GAINESVILLE, Fla. — An edible, shaggy-looking mushroom contains a protein that is a potent killer of a certain leukemia cell, a group of University of Florida researchers has found.
The Coprinus comatus mushroom, commonly known as the lawyer’s wig or shaggy mane, killed human T-cell leukemia cells during laboratory tests, the researchers found. Its potency and ability to selectively target leukemia cells makes it a promising candidate for cancer treatment, researchers said. The group’s findings are published in the Proceedings of the National Academy of Sciences.
The shaggy mane mushroom has an annual global production of 400,000 tons and is known to have a variety of medicinal properties — such as antitumor and antiviral characteristics as well as the ability to modulate immune system activity. Until now, little was known about its active ingredients, said Yousong Ding, Ph.D., an assistant professor of medicinal chemistry in the University of Florida College of Pharmacy, part of UF Health, the university’s academic health center.
The shaggy main mushroom reaches 2 to 6 inches in height and is typically found along road sides and in woodpiles and meadows throughout North America and parts of Europe.
To establish their findings, the researchers studied how a small protein, known as Y3, interacts with a particular sugar molecule called LDNF using a unique 3-D mode.

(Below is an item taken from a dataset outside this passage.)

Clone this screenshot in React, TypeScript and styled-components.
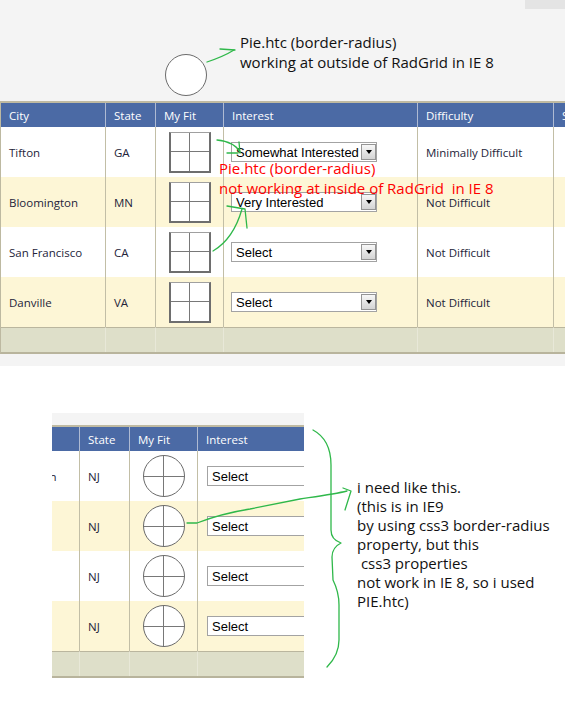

LDNF is commonly found in insects and parasites but is rare in humans. The interaction triggers a cell-signaling pathway that activates a “cascading” trio of enzymes. Those enzymes then kill off the leukemia cells, researchers found.

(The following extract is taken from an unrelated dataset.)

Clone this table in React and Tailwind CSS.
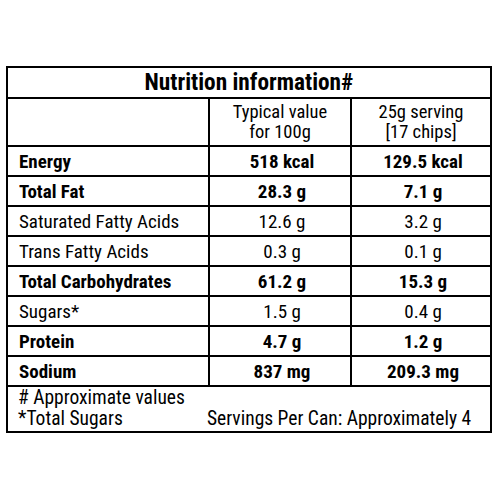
const rows = [
  { label: "Energy", a: "518 kcal", b: "129.5 kcal", bold: true },
  { label: "Total Fat", a: "28.3 g", b: "7.1 g", bold: true },
  { label: "Saturated Fatty Acids", a: "12.6 g", b: "3.2 g" },
  { label: "Trans Fatty Acids", a: "0.3 g", b: "0.1 g" },
  { label: "Total Carbohydrates", a: "61.2 g", b: "15.3 g", bold: true },
  { label: "Sugars*", a: "1.5 g", b: "0.4 g" },
  { label: "Protein", a: "4.7 g", b: "1.2 g", bold: true },
  { label: "Sodium", a: "837 mg", b: "209.3 mg", bold: true },
];

const App = () => {
  return (
    <div className="h-[500px] w-[500px] bg-white pt-[66px] pl-[6px] font-['Roboto',sans-serif] font-stretch-condensed text-black">
      <div className="w-[486px] border-2 border-black">
        <div className="flex h-[29px] items-center justify-center text-[23.3px] font-bold leading-none">
          Nutrition information#
        </div>

        <div className="grid h-[48px] grid-cols-[200px_142px_140px] border-t-2 border-black text-[18.5px] leading-[20px]">
          <div />
          <div className="flex flex-col items-center justify-center border-l-2 border-black">
            <span>Typical value</span>
            <span>for 100g</span>
          </div>
          <div className="flex flex-col items-center justify-center border-l-2 border-black">
            <span>25g serving</span>
            <span>[17 chips]</span>
          </div>
        </div>

        {rows.map((row) => (
          <div
            key={row.label}
            className={`grid h-[30px] grid-cols-[200px_142px_140px] border-t-2 border-black text-[19px] leading-none ${row.bold ? "font-bold" : ""}`}
          >
            <div className="flex items-center pl-[11px]">{row.label}</div>
            <div className="flex items-center justify-center border-l-2 border-black pl-1">
              {row.a}
            </div>
            <div className="flex items-center justify-center border-l-2 border-black pl-1">
              {row.b}
            </div>
          </div>
        ))}

        <div className="h-[46px] border-t-2 border-black pl-[10px] text-[19.5px] leading-[21px]">
          <div># Approximate values</div>
          <div className="flex">
            <span className="w-[189px]">*Total Sugars</span>
            <span>Servings Per Can: Approximately 4</span>
          </div>
        </div>
      </div>
    </div>
  );
};

export default App;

The Y3 protein killed more than 90 percent of the leukemia cells during laboratory testing, leading researchers to conclude that it was both potent and rapidly effective. That is significant, the researchers noted, because T-cell acute lymphoblastic leukemia is an aggressive blood disorder that is known to recur and offers a poor long-term prognosis for most patients.

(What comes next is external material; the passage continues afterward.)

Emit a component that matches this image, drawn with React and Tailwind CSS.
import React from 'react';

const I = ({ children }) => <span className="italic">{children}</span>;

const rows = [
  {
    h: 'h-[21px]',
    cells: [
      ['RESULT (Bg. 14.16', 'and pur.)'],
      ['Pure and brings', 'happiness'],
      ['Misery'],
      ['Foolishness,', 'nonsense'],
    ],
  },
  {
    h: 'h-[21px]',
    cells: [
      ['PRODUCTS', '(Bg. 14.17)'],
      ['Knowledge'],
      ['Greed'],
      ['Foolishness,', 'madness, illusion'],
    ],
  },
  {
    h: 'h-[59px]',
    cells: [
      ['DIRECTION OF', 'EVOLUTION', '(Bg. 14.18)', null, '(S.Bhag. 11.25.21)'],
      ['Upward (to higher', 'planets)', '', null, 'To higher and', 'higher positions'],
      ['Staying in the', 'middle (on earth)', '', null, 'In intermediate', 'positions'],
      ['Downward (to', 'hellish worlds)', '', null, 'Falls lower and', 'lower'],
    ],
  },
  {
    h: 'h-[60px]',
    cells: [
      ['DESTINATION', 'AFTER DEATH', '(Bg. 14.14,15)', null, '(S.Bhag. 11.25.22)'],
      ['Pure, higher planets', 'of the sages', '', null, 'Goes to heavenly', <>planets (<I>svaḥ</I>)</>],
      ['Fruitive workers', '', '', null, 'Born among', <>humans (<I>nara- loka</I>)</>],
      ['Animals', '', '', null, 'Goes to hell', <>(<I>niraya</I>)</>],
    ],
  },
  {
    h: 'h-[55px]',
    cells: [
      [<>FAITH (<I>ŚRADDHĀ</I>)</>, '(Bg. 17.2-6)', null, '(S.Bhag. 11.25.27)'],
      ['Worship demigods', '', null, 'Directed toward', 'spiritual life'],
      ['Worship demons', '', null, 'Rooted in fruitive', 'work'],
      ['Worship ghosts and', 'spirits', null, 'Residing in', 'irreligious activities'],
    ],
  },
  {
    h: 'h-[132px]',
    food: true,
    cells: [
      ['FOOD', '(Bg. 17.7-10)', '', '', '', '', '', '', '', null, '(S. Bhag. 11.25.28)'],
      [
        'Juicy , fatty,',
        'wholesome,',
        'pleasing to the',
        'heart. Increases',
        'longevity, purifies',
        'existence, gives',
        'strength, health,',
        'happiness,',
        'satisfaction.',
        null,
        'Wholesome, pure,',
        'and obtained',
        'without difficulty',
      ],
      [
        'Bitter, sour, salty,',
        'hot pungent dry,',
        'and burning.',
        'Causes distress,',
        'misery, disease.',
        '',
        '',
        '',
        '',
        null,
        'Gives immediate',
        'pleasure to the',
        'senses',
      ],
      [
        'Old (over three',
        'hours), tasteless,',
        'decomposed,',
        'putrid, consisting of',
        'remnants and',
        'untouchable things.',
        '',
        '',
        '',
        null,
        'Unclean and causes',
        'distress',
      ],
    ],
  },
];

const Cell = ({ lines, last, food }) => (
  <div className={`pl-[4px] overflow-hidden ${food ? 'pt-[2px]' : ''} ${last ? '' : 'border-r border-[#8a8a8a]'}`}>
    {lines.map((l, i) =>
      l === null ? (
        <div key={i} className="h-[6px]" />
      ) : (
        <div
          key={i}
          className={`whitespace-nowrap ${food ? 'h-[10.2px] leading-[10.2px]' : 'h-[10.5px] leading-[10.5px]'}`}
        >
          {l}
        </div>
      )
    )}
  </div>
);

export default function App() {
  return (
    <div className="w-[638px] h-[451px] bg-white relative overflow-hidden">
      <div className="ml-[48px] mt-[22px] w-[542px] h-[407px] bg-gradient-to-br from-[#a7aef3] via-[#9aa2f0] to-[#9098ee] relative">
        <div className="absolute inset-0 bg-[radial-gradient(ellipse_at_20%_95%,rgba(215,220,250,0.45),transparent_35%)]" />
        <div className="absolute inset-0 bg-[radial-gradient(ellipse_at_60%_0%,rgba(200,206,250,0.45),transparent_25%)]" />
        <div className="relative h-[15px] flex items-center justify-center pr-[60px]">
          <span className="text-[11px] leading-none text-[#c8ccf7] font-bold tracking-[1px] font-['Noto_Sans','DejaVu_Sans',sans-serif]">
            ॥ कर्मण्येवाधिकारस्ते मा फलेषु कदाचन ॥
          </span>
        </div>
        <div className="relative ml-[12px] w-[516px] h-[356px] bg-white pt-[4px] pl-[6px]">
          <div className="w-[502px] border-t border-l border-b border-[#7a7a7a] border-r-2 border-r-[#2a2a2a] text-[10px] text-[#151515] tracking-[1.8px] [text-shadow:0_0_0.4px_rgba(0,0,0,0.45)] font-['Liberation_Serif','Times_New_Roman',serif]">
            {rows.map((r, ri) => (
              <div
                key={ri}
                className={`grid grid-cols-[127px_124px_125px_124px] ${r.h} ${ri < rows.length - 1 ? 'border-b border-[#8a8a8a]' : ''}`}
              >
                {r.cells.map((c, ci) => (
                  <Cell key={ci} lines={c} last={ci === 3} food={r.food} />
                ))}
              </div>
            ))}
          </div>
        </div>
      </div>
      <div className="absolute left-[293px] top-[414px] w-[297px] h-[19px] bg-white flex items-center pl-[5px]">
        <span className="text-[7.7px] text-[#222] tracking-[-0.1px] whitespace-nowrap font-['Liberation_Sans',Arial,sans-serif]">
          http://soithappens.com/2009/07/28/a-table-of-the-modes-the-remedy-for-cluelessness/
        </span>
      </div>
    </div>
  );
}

The findings provide a strategy for characterizing the functions of small proteins that are encoded in the mushroom’s genome and demonstrate specific interactions with diseased cells, Ding said. More broadly, the research suggests that the shaggy mane and other mushrooms are an untapped source of drug discovery and development, he added.
Now, Ding and his collaborators are investigating similar disease-fighting proteins in other edible mushrooms and trying to further understand how the shaggy mane’s Y3 protein binds to other proteins on the surface of leukemia cells. Testing in animal models could begin within a year, Ding said. Ultimately, he hopes that research will show how mushroom proteins can be used as therapeutic agents for leukemia and perhaps other diseases.
“In addition to their dietary value, these proteins can be important to health improvement and disease prevention,” Ding said.
Steven D. Bruner, Ph.D., an associate professor in the UF department of chemistry, is the other senior author of the study. Other researchers from Virginia Commonwealth University, the University of Florida plant pathology department and the University of Florida College of Medicine’s department of pathology, immunology and laboratory medicine collaborated on the study. It was funded in part by UF and the UF College of Pharmacy.